Carroll has performed in numerous plays, including classics by Shakespeare, Sophocles, Euripides, George Bernard Shaw, Chekhov, Oscar Wilde, Ibsen, T. S. Eliot, Samuel Beckett, Schiller, Bertolt Brecht and Oliver Goldsmith, as well as works from Australian playwrights such as David Williamson, Ron Blair, Nick Enright, Patrick White and Peter Kenna. He has also taken on musical theatre including Les Miserables, Andrew Lloyd Webber’s Cats, Evita and Jesus Christ Superstar (in which he played Pontius Pilate), and the title role in Sweeney Todd. His signature role was in Ron Blair's one-man play The Christian Brothers, having performed in the debut production at Nimrod Theatre in 1975, directed by John Bell.

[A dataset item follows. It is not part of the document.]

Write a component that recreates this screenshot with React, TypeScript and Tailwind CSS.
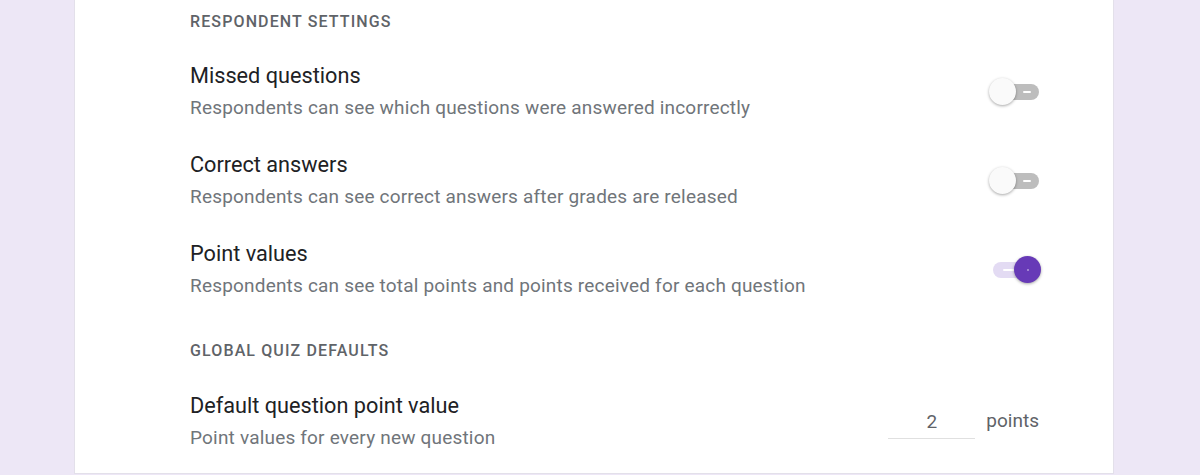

He has gone on to portray the role several times, winning a Mo Award for his performance in a 2001 Sydney Theatre Company production of the show.

Carroll has acted alongside his daughter Tamsin Carroll in several stage shows including Harbour and The Republic of Myopia, for Sydney Theatre Company. They also appeared together in a 1998 production of Stephen Sondheim’s Into the Woods, with the Melbourne Theatre Company – collaborating on the play once more in 2023, for Belvoir. His most recent stage role was in a Sport for Jove production of The Player Kings: Shakespeare and Marlowe's History Cycle in 2025.

Carroll has also appeared in numerous television series, including period drama The Sullivans in 1982. Other credits that same year included Aliens, Time Lapse, Limbo City, Issues and Learned Friends. He then played Charlie Withers in the western series Five Mile Creek, which featured Nicole Kidman in an early role. Carroll's daughter, Tamsin, also appeared in the series as an extra. His other notable credits include the miniseries Melba (1988) starring Hugo Weaving, in which he played David Mitchell, and Changi (2001). He also featured in Grass Roots, playing the recurring role of Reverend Peter Summerhaze from 2000 to 2003.

Further miniseries credits include Ride on Stranger (1979), The Dismissal (1983), Cyclone Tracy (1986), Captain James Cook (1987), The Rainbow Warrior Conspiracy (1988), Cassidy (1989) and The Farm (2001). He has also had guest roles in Cop Shop, Rafferty's Rules, Water Rats, Farscape, Tales of the South Seas, Corridors of Power, Rake, Bloom, The Letdown, Bump, Colin from Accounts, Heartbreak High and Optics.

More recently, Carroll played recurring roles in comedy series Aftertaste and The Moth (both in 2021).

Carroll has also appeared in many feature films including 1977 Peter Weir mystery drama The Last Wave, 1978 Fred Schepisi drama The Chant of Jimmie Blacksmith, 1978 newsroom drama Newsfront and 1980 children's film Fatty Finn (based on the classic 1930s comic strip) alongside Bryan Brown. He also featured in 1986 Robyn Nevin drama The More Things Change..., 1990 romantic drama The Crossing (starring Russell Crowe in an early role) and 1998 British comedy Waking Ned.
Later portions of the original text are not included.